Out of a qualitative populism, Fascism takes a stand against the "rotten" Parliamentary model and the governments which have been formed as a result of them. There are hints of Eternal Fascism in the doubts raised by politicians of the Parliament's legitimacy, that the government does not represent the Voice of the People as Umberto Eco puts it. Richard Seymour notes that for the Fascist the political system is vulnerable to viruses. So the problem is not capitalism as such but super-capitalism, as Mussolini noted, which should be contrasted with the heroic capitalism of the 19th Century. Of course, heroic capitalism became super-capitalism eventually as it grew decadent. The explanation for the inherent contradictions and destructive capacities of capitalism can be displaced onto a cabal of some kind. It could be the Jews, the Freemasons, the Communists or even a bit of all three as in most cases. This is a very similar logic to the claim that there is a liberal elite which has poisoned American society.

Everyone is taught to be a hero in a strict sense, as the exceptional being which becomes the norm in Fascist ideology. The cult of heroism is joined at the hip with the cult of death. It is not by chance that a motto of the Spanish Falangists was "Viva la Muerte!" which means "Long Live Death!" This motto may have been borrowed from the Iron Guard in Romania led by Corneliu Codreanu who considered Hitler "soft" when it came to the Jews. The view of death maintained by the Fascist is in contrast to the standard views of death, that it is to be faced with dignity and it leads to a better place etc. The Fascist hero craves a heroic death, to the point of impatience, because it is the best reward for having led a heroic life. In this impatience then the Fascist will send other people to die in droves. As a consequence of the impracticality and difficulty of ceaseless war and a heroism based on death the Fascist transfers his will to power to sexual matters.

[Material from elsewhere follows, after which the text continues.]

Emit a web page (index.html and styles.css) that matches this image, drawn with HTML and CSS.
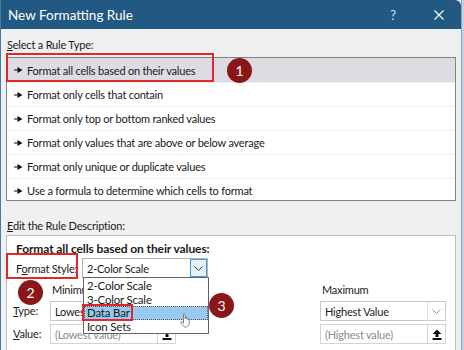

The cult of the masculine leader and the heroic death retreats to the bedroom. This is the origin of chauvinist machismo complete with misogyny, as well as intolerance of sexual habits which do not fit into a certain set of standards (from chastity to homosexuality). Mussolini famously said "War is to man what maternity is to woman." Ultimately, even sex is a difficult game to play - the Fuhrer was a masochist in the bedroom who left behind a string of relationships which ended in suicide - and so the Fascist tends to games with weapons as Eco notes "doing so becomes an ersatz phallic exercise." Plato maintains that the tyrant lives the life of dreams, where there is no conceivable 'crime' that we can commit and we can follow our desires to their end without consequence. The tyrant becomes what he was in his dreams, eating forbidden fruit and killing at a whim. Nothing is off the table, from incest to mass-murder. Dreams become reality for the tyrant. Perhaps these words were prescient of the indulgences of Fascist dictators.

1 comment:

SgtMD said...

Exceptionalism plays a role in forming a fascist state. Herman Hesse mentioned the popularity of exceptionalist thinking in pre WW1 Germany in his book Demian. We are starting to see shades of the same kind of exceptionalist attitudes here at home in the USA. Fascist rule not far away?